Última página do Caderno.

Descobri esses dias, Dia, que nos tempos que teu tatatatatatataravô vivia, nos meus 4 anos, quando minha mãe me disse que ia separar-se do meu pai, eu só tive uma reação: fiquei mudo por dias. É isso, então? Tu é filho daquele dia? Todos dias são filhos de outros dias? Cada um descende e repete um parente distante? Sim. Sim. E sim. O maior clichê do mundo é o maior por ser correto: da infância, tudo vem. Como os meios dos inícios. As plantas das raízes. Armstrong estava certo, o pequeno passo define o salto. Dá medo, porque parece que a gente não tem controle sobre nossa própria vida. Mas da mesma raíz, crescem folhas diferentes. Das mesmas dificuldades, crescem escolhas diferentes. Optar é o único bote salva-vidas no meio do mar revolto dos acasos. Eu vou, então, obedecer o Pelé, vou proteger as criancinhas. Tomar cuidado como se elas fossem um quadro em branco. A cor que eu escolho nos primeiros traços deixará como opção só alguns tons, os combinantes. E elas, algum Dia, vão ter que optar e pintar a si mesmas. Os grandes amores vão sujar a tela inteira de vermelho, os grandes livros vão ser entalhados na moldura. Depois de ser quadro feito, é difícil deixar alguém fazer sequer um tracinho na nossa vida. Espero que quem esteve por aqui comigo tenha se deixado pintar, pelo menos um pouquinho, de amarelo.

04 agosto 2009

Dia 6 - Três mundos

Pre Scriptum: Essas são as impressões da experiência de uma semana sem falar. O Caderno Amarelo foi onde escrevi, quando precisei me comunicar com alguém.

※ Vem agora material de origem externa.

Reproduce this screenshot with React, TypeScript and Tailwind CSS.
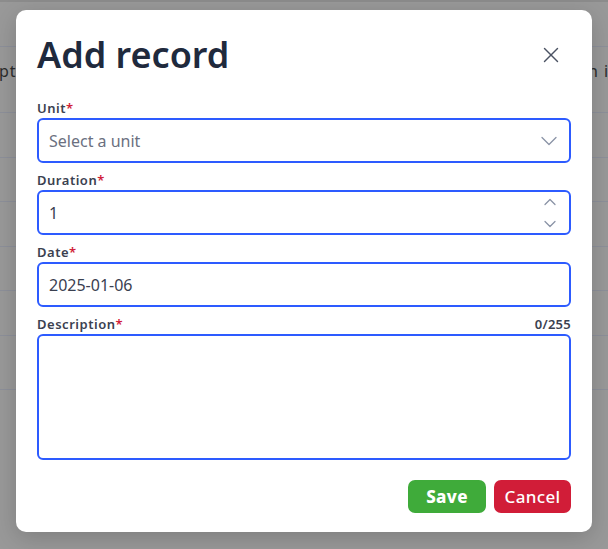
import { X, ChevronDown, ChevronUp } from "lucide-react";

const rows = [45, 66, 45, 44, 45, 44, 45, 54];

function Label({ text, right }: { text: string; right?: string }) {
  return (
    <div className="flex items-center justify-between h-[18px] mb-[1px] text-[13px] leading-[18px] font-semibold tracking-[0.04em] text-[#3b4150]">
      <span>
        {text}
        <span className="text-[#d11d38]">*</span>
      </span>
      {right && <span className="tracking-[0.02em]">{right}</span>}
    </div>
  );
}

export default function App() {
  return (
    <div className="relative w-[608px] h-[549px] overflow-hidden bg-[#999999] font-['Noto_Sans',sans-serif]">
      {/* table behind overlay */}
      <div className="flex flex-col border-t-2 border-[#8c8c8c]">
        {rows.map((h, i) => (
          <div
            key={i}
            style={{ height: h }}
            className="flex items-start justify-between border-b border-[#8d909a] text-[16px] leading-[24px] text-[#2c2c2c] tracking-[0.06em]"
          >
            {i === 1 && (
              <>
                <span className="mt-[12px] -ml-[1px]">pt</span>
                <span className="mt-[12px] mr-[-1px]">n i</span>
              </>
            )}
          </div>
        ))}
      </div>

      {/* dialog */}
      <div className="absolute left-[16px] top-[10px] w-[576px] h-[522px] bg-white rounded-[10px] shadow-[0_6px_24px_rgba(0,0,0,0.18)] px-[21px] pt-[22px] pb-[19px] flex flex-col">
        <div className="flex items-center justify-between h-[46px]">
          <h1 className="text-[36px] leading-[46px] font-semibold text-[#1f2a3d]">
            Add record
          </h1>
          <X size={26} strokeWidth={1.3} className="text-[#4b5263] mr-[7px]" />
        </div>

        <div className="mt-[21px] flex flex-col gap-[8px]">
          <div>
            <Label text="Unit" />
            <div className="h-[45px] border-2 border-[#2d5bff] rounded-[6px] flex items-center justify-between pl-[10px] pr-[6px] text-[16px] text-[#6b7080]">
              <span>Select a unit</span>
              <ChevronDown size={28} strokeWidth={1.1} className="text-[#8a93a6]" />
            </div>
          </div>
          <div>
            <Label text="Duration" />
            <div className="h-[45px] border-2 border-[#2d5bff] rounded-[6px] flex items-center justify-between pl-[10px] pr-[9px] text-[16px] text-[#3a4050]">
              <span>1</span>
              <div className="flex flex-col items-center gap-[2px] text-[#8a93a6]">
                <ChevronUp size={20} strokeWidth={1.5} />
                <ChevronDown size={20} strokeWidth={1.5} />
              </div>
            </div>
          </div>
          <div>
            <Label text="Date" />
            <div className="h-[45px] border-2 border-[#2d5bff] rounded-[6px] flex items-center pl-[10px] text-[16px] text-[#3a4050]">
              2025-01-06
            </div>
          </div>
          <div>
            <Label text="Description" right="0/255" />
            <div className="h-[126px] border-2 border-[#2d5bff] rounded-[6px]" />
          </div>
        </div>

        <div className="mt-auto flex justify-end gap-[8px]">
          <button className="w-[78px] h-[33px] rounded-[7px] bg-[#3fab3a] text-white text-[17px] font-extrabold tracking-[0.02em] flex items-center justify-center">
            Save
          </button>
          <button className="w-[77px] h-[33px] rounded-[7px] bg-[#d11d38] text-white text-[17px] font-medium tracking-[0.02em] flex items-center justify-center">
            Cancel
          </button>
        </div>
      </div>
    </div>
  );
}
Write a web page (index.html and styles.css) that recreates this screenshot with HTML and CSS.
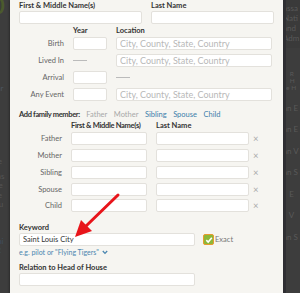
FILE: index.html
```html
<!DOCTYPE html>
<html>
<head>
<meta charset="utf-8">
<link rel="stylesheet" href="styles.css">
</head>
<body>
<div class="page">
  <div class="side side-left">
    <div class="bg-left">
      <div class="big">0</div>
      <div class="bl l1">Sear</div>
      <div class="bl l2 u">ists</div>
      <div class="bl l3">s Fe</div>
      <div class="bl l4">n ins</div>
      <div class="bl">ame</div>
      <div class="bl">s Fe</div>
      <div class="bl">rsuu</div>
      <div class="bl">, ea</div>
      <div class="bl">.</div>
      <div class="bl l10 blue">e thi</div>
      <div class="bl blue">al R</div>
    </div>
  </div>
  <div class="modal">
    <div class="name-row">
      <div class="field">
        <label class="lbl">First &amp; Middle Name(s)</label>
        <input class="inp w-name" type="text">
      </div>
      <div class="field">
        <label class="lbl">Last Name</label>
        <input class="inp w-name" type="text">
      </div>
    </div>

    <div class="events">
      <div></div><div class="colh">Year</div><div class="colh">Location</div>
      <div class="rl">Birth</div><input class="inp w-year" type="text"><input class="inp w-loc" type="text" placeholder="City, County, State, Country">
      <div class="rl">Lived In</div><div class="dash"></div><input class="inp w-loc" type="text" placeholder="City, County, State, Country">
      <div class="rl">Arrival</div><input class="inp w-year" type="text"><div class="dash"></div>
      <div class="rl">Any Event</div><input class="inp w-year" type="text"><input class="inp w-loc" type="text" placeholder="City, County, State, Country">
    </div>

    <div class="addfam">
      <span class="lbl">Add family member:</span>
      <span class="fm off">Father</span>
      <span class="fm off">Mother</span>
      <span class="fm on">Sibling</span>
      <span class="fm on">Spouse</span>
      <span class="fm on">Child</span>
    </div>

    <div class="family">
      <div></div><div class="colh tight">First &amp; Middle Name(s)</div><div class="colh">Last Name</div><div></div>
      <div class="rl">Father</div><input class="inp" type="text"><input class="inp" type="text"><span class="x">×</span>
      <div class="rl">Mother</div><input class="inp" type="text"><input class="inp" type="text"><span class="x">×</span>
      <div class="rl">Sibling</div><input class="inp" type="text"><input class="inp" type="text"><span class="x">×</span>
      <div class="rl">Spouse</div><input class="inp" type="text"><input class="inp" type="text"><span class="x">×</span>
      <div class="rl">Child</div><input class="inp" type="text"><input class="inp" type="text"><span class="x">×</span>
    </div>

    <div class="kw">
      <label class="lbl">Keyword</label>
      <div class="kw-row">
        <input class="inp w-kw" type="text" value="Saint Louis City">
        <span class="chk"><svg width="8" height="8" viewBox="0 0 8 8"><path d="M1.3 4.2 L3.2 6 L6.8 1.8" fill="none" stroke="#fff" stroke-width="1.6"/></svg></span>
        <span class="exact">Exact</span>
      </div>
      <div class="hint">e.g. pilot or "Flying Tigers" <svg width="6" height="5" viewBox="0 0 6 5"><path d="M0.8 1 L3 3.4 L5.2 1" fill="none" stroke="#4a86b0" stroke-width="1.3"/></svg></div>
    </div>

    <div class="rel">
      <label class="lbl">Relation to Head of House</label>
      <input class="inp w-kw" type="text">
    </div>

    <svg class="arrow" width="60" height="60" viewBox="0 0 60 60">
      <path d="M50 4 L17 36" stroke="#e8141a" stroke-width="3" stroke-linecap="round"/>
      <path d="M7 46 L13 29 L24 40 Z" fill="#e8141a"/>
    </svg>
  </div>
  <div class="side side-right">
    <div class="bg-right">
      <div class="topblock">
        <div class="br">assa</div>
        <div class="br">Nati</div>
        <div class="br">and</div>
        <div class="br">Adm</div>
      </div>
      <div class="hdr">
        <div class="hr">&nbsp;&nbsp;&nbsp;&nbsp;R</div>
        <div class="hr">&nbsp;&nbsp;&nbsp;&nbsp;H</div>
        <div class="hr">ce H</div>
      </div>
      <div class="br rr">an E</div>
      <div class="br rr">an E</div>
      <div class="br rr">an V</div>
      <div class="br rr">an S</div>
      <div class="br rr">&nbsp;&nbsp;&nbsp;E</div>
      <div class="br rr">&nbsp;&nbsp;&nbsp;V</div>
      <div class="br rr">an S</div>
    </div>
  </div>
</div>
</body>
</html>
```

FILE: styles.css
```css
* { box-sizing: border-box; }
html, body { margin: 0; padding: 0; }
body {
  width: 300px;
  height: 293px;
  overflow: hidden;
  background: #3c3c3c;
  font-family: Lato, "Liberation Sans", sans-serif;
}
.page {
  display: flex;
  height: 293px;
}
.side {
  overflow: hidden;
  background: #3d3d3d;
  color: #5a5a5a;
  font-size: 8px;
}
.side-left { width: 10px; flex: none; }
.side-right { width: 17px; flex: none; border-left: 3px solid #2f2f33; }
.bg-left {
  margin-left: -12px;
  width: 40px;
}
.big {
  font-size: 22px;
  line-height: 16px;
  color: #4b5a2d;
  font-weight: bold;
  margin-left: 4px;
  margin-top: -2px;
}
.bl { line-height: 9.5px; white-space: nowrap; color: #555; }
.bl.blue { color: #3f4d5c; }
.u { text-decoration: underline; color: #44505b; }
.l1 { margin-top: 70px; color: #4c5560; }
.l2 { margin-top: 28px; }
.l3 { margin-top: 26px; }
.l4 { margin-top: 5px; }
.l10 { margin-top: 8px; }
.bg-right { margin-left: -3px; white-space: nowrap; }
.topblock { background: #3a3a3a; padding-top: 3px; height: 48px; }
.br { line-height: 10px; color: #595959; }
.hdr { margin-top: 22px; font-size: 6.5px; }
.hr { line-height: 7px; color: #595959; }
.rr { margin-top: 11.5px; }

.modal {
  width: 273px;
  flex: none;
  background: #f6f5f1;
  padding: 1px 0 0 9px;
  position: relative;
  color: #333;
  box-shadow: -1px 0 2px rgba(0,0,0,0.3);
}
.lbl {
  display: block;
  font-weight: bold;
  font-size: 7.5px;
  line-height: 10px;
  color: #333;
  white-space: nowrap;
}
.inp {
  display: block;
  height: 13px;
  margin: 0;
  border: 1px solid #e3e1dc;
  border-radius: 2px;
  background: #fff;
  font-family: inherit;
  font-size: 7.5px;
  padding: 0 3px;
  color: #333;
  outline: none;
}
.inp::placeholder { color: #b8b8b8; }
.name-row { display: flex; gap: 9px; }
.w-name { width: 123px; }
.events {
  display: grid;
  grid-template-columns: 45px 34px 156px;
  column-gap: 9px;
  row-gap: 4px;
  margin-top: 2px;
  align-items: center;
}
.events .colh { margin-bottom: -3px; }
.colh {
  font-weight: bold;
  font-size: 7.5px;
  line-height: 10px;
  color: #333;
  white-space: nowrap;
}
.colh.tight { letter-spacing: -0.3px; }
.rl {
  text-align: right;
  font-size: 7.5px;
  color: #666;
  line-height: 13px;
}
.dash {
  width: 14px;
  height: 1px;
  background: #bbb;
}
.w-year { width: 34px; }
.w-loc { width: 156px; font-size: 9px; padding-left: 3px; }
.addfam {
  display: flex;
  align-items: baseline;
  margin-top: 9px;
  gap: 6.5px;
  font-size: 7.5px;
}
.addfam .lbl { display: inline; margin-right: 0; letter-spacing: -0.35px; }
.fm.off { color: #a8a8a8; }
.fm.on { color: #3d80ab; }
.family {
  display: grid;
  grid-template-columns: 43px 76px 93px 8px;
  column-gap: 9px;
  row-gap: 3.9px;
  margin-top: 1px;
  align-items: center;
}
.family .colh { margin-bottom: -3px; }
.family .inp { width: 100%; }
.x {
  color: #aaa;
  font-size: 9.5px;
  line-height: 13px;
  margin-left: -5px;
}
.kw { margin-top: 11px; }
.kw-row { display: flex; align-items: center; }
.w-kw { width: 176px; }
.chk {
  width: 11px;
  height: 11px;
  margin-left: 8px;
  background: #8db838;
  border: 1px solid #e79a2e;
  border-radius: 2px;
  display: flex;
  align-items: center;
  justify-content: center;
}
.exact { font-size: 7.5px; color: #777; margin-left: 1px; }
.hint {
  font-size: 7px;
  color: #4a86b0;
  line-height: 10px;
  margin-top: 1px;
  display: flex;
  align-items: center;
  gap: 3px;
}
.rel { margin-top: 6px; }
.arrow {
  position: absolute;
  left: 58px;
  top: 191px;
}
```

O Caderno Amarelo não amarelou. Foi pra noite. Primeiro, aniversário de um amigo aqui no salão de casa. Depois, alguns de nós fomos ali no Ocidente, na Oswaldo Aranha. E noite, pelamor-de-Deus, é bicho estranho. Uma cruza de pavão com porco espinho. No primeiro passo no chão grudento de cerveja seca do Ocidente, todas as regras que valem no dia-a-dia, aqui, no noite-a-noite, mudam. Devo ter lido o nome do lugar errado, deve se chamar Oriente Médio. Tudo é tão apertado, que, pra conseguir um território só com ameaça nuclear estomacal. E a vaca, no dia-a-dia, excluída; dentro da noite é bicho sagrado. As mulheres usam suas burcas laranjas, de bronzeador e base. Os homens seguem religiosamente a lei do profeta Maomé: "Se pegares uma maoménos, estás no lucro". Vários casamentos aqui são arranjados, pelo MSN, e, obviamente, a monogamia é pecado. Enfim, as Xiinas vão para noite procurar a Torá, e os homens, ao chegarem lá, voltam-se totalmente ao lugar sagrado: à Xeca.
Tudo isso em temência ao Juízo Final, que ocorre normalmente na corte do McDonalds, onde todos são avaliados pelas ações que praticaram e pelos pecados que, se deram sorte, cometeram.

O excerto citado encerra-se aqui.